Frequently Asked Questions
What is the best fabric for a beginner?
I highly recommend anti-pill fleece. It’s affordable, incredibly forgiving, doesn’t fray, and has a slight stretch that helps hide minor sewing imperfections, making it perfect for your first giant plush project.
Can I make this project without a sewing machine?
Absolutely, but be prepared for a significant time commitment. If you choose to hand-sew, I recommend using a sturdy backstitch for all the main seams to ensure your plush is durable enough for lots of hugs.
How long does it take to make a giant Care Bear?
For an intermediate sewer, this project can take anywhere from 8 to 12 hours, spread over a weekend.

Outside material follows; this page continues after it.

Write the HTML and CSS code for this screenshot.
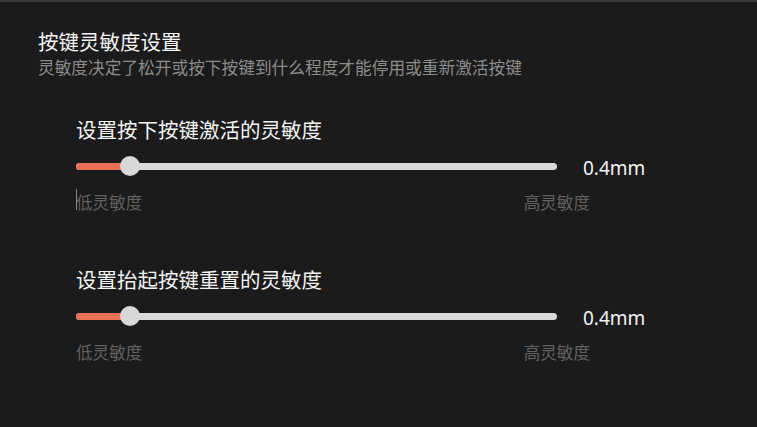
FILE: index.html
```html
<!DOCTYPE html>
<html lang="zh-CN">
<head>
<meta charset="utf-8">
<title>按键灵敏度设置</title>
<link rel="stylesheet" href="styles.css">
</head>
<body>
<div class="page">
  <h1 class="title">按键灵敏度设置</h1>
  <p class="subtitle">灵敏度决定了松开或按下按键到什么程度才能停用或重新激活按键</p>

  <section class="setting first">
    <h2 class="setting-title">设置按下按键激活的灵敏度</h2>
    <div class="slider-row">
      <div class="track">
        <div class="fill" style="width:54px"></div>
        <div class="thumb" style="left:44px"></div>
      </div>
      <span class="value">0.4mm</span>
    </div>
    <div class="labels">
      <span class="label"><span class="caret"></span>低灵敏度</span>
      <span class="label">高灵敏度</span>
    </div>
  </section>

  <section class="setting second">
    <h2 class="setting-title">设置抬起按键重置的灵敏度</h2>
    <div class="slider-row">
      <div class="track">
        <div class="fill" style="width:54px"></div>
        <div class="thumb" style="left:44px"></div>
      </div>
      <span class="value">0.4mm</span>
    </div>
    <div class="labels">
      <span class="label">低灵敏度</span>
      <span class="label">高灵敏度</span>
    </div>
  </section>
</div>
</body>
</html>
```

FILE: styles.css
```css
html, body {
  margin: 0;
  padding: 0;
  background: #1b1b1b;
  height: 100%;
}
body {
  font-family: "Noto Sans", "Noto Sans CJK SC", sans-serif;
  color: #f2f2f2;
  overflow: hidden;
}
.page {
  border-top: 2px solid #3a3a3a;
  padding: 28px 0 0 38px;
  min-height: 100%;
  box-sizing: border-box;
}
.title {
  margin: 0;
  font-size: 20.5px;
  line-height: 24px;
  font-weight: 400;
  color: #f4f4f4;
}
.subtitle {
  margin: 4px 0 0;
  font-size: 16.7px;
  line-height: 20px;
  color: #8c8c8c;
}
.setting {
  padding-left: 38px;
}
.setting.first {
  margin-top: 40px;
}
.setting.second {
  margin-top: 54px;
}
.setting-title {
  margin: 0;
  font-size: 20.5px;
  line-height: 24px;
  font-weight: 400;
  color: #f4f4f4;
}
.slider-row {
  display: flex;
  align-items: center;
  margin-top: 14px;
  height: 20px;
}
.track {
  position: relative;
  width: 481px;
  height: 7px;
  border-radius: 4px;
  background: #d9d9d9;
}
.fill {
  position: absolute;
  left: 0;
  top: 0;
  height: 100%;
  border-radius: 4px;
  background: #ea7058;
}
.thumb {
  position: absolute;
  top: 50%;
  width: 20px;
  height: 20px;
  margin-top: -10px;
  border-radius: 50%;
  background: #d8d8d8;
}
.value {
  margin-left: 26px;
  padding-top: 4px;
  font-size: 19px;
  line-height: 22px;
  color: #f4f4f4;
}
.labels {
  display: flex;
  justify-content: space-between;
  width: 514px;
  margin-top: 16px;
}
.label {
  position: relative;
  font-size: 16.6px;
  line-height: 22px;
  color: #616161;
}
.caret {
  position: absolute;
  left: 0;
  top: -3px;
  width: 1px;
  height: 21px;
  background: #8a8a8a;
}
```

If you’re a beginner or are hand-sewing, I would plan for 15-20 hours. Take your time and enjoy the process!
My bear looks a little lumpy. How can I fix it?
Lumpiness is almost always a stuffing issue. If the final seam is still open, pull some stuffing out and re-tease it. If it’s already closed, you can often massage the lumps from the outside to break them up and redistribute the filling more evenly.